La référence peut prendre plusieurs formes, allant de la simple citation, en passant par l’hommage et l’adaptation (peut-être le terme de réécriture serait-il plus approprié). Ainsi, Tout sur ma mère (1999) doit beaucoup à la pièce de Tennessee Williams, Un tramway nommé désir, qui constitue un élément à part entière du scénario. On peut ainsi recenser dans le film cinq occurrences explicites, auxquelles viennent s’ajouter plusieurs allusions et proximités thématiques. De même pour En chair et en os (1997) qui est une adaptation du roman de Ruth Rendell Live Flesh (L’homme à la tortue). L’argument principal du film d’Almodóvar et du roman de Rendell est sensiblement le même.
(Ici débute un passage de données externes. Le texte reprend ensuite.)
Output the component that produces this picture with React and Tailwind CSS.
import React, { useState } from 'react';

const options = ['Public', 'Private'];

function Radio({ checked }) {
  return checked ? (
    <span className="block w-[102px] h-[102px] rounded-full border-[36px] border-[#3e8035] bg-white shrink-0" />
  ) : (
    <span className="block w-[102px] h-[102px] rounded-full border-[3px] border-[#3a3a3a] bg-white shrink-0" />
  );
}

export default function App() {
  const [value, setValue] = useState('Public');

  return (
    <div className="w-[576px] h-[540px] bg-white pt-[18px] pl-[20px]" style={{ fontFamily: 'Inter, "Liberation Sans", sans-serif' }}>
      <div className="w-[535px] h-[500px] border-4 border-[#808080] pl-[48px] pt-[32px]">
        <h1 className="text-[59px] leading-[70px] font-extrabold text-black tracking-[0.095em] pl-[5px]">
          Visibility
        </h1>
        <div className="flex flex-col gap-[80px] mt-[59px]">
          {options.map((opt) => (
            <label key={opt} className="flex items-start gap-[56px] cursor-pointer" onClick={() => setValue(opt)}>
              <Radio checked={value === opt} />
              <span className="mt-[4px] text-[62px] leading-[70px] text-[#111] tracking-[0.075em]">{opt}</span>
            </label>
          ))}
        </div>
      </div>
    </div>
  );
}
Dans les deux cas, Victor, après avoir passé dix ans en prison pour avoir ouvert le feu sur un policier, revient dans la vie de cet homme aujourd’hui paraplégique. Les similitudes s’arrêtent cependant ici, car comme à son habitude Pedro Almodóvar ne peut s’empêcher d’entraîner l’œuvre source dans son propre univers. Tout laisse donc à penser que La Piel que habito, adapté du roman de Thierry Jonquet Mygale, passera lui aussi par le filtre artistique du réalisateur.

Adaptation ou réécriture?

Dans ce roman, le docteur Robert Lafargue, chirurgien esthétique, séquestre la personne qui a violé sa fille. Pour se venger, il met en place un plan machiavélique qui consiste à transformer l'agresseur en femme à coup d'opérations et d'injection d'hormones. Robert oblige alors cette personne à se prostituer sous son regard. La comparaison entre le résumé du livre de Jonquet et le synopsis de La Piel que habito révèle les premières modifications dues à l’adaptation. On apprend que le film de Pedro Almodóvar raconte l’histoire d’un chirurgien, Robert Ledgard, qui désespéré après la mort de sa femme, carbonisée dans un accident de voiture, met au point une nouvelle peau pouvant résister à toutes les agressions extérieures. Pour y parvenir, il lui faut cependant des femmes cobayes...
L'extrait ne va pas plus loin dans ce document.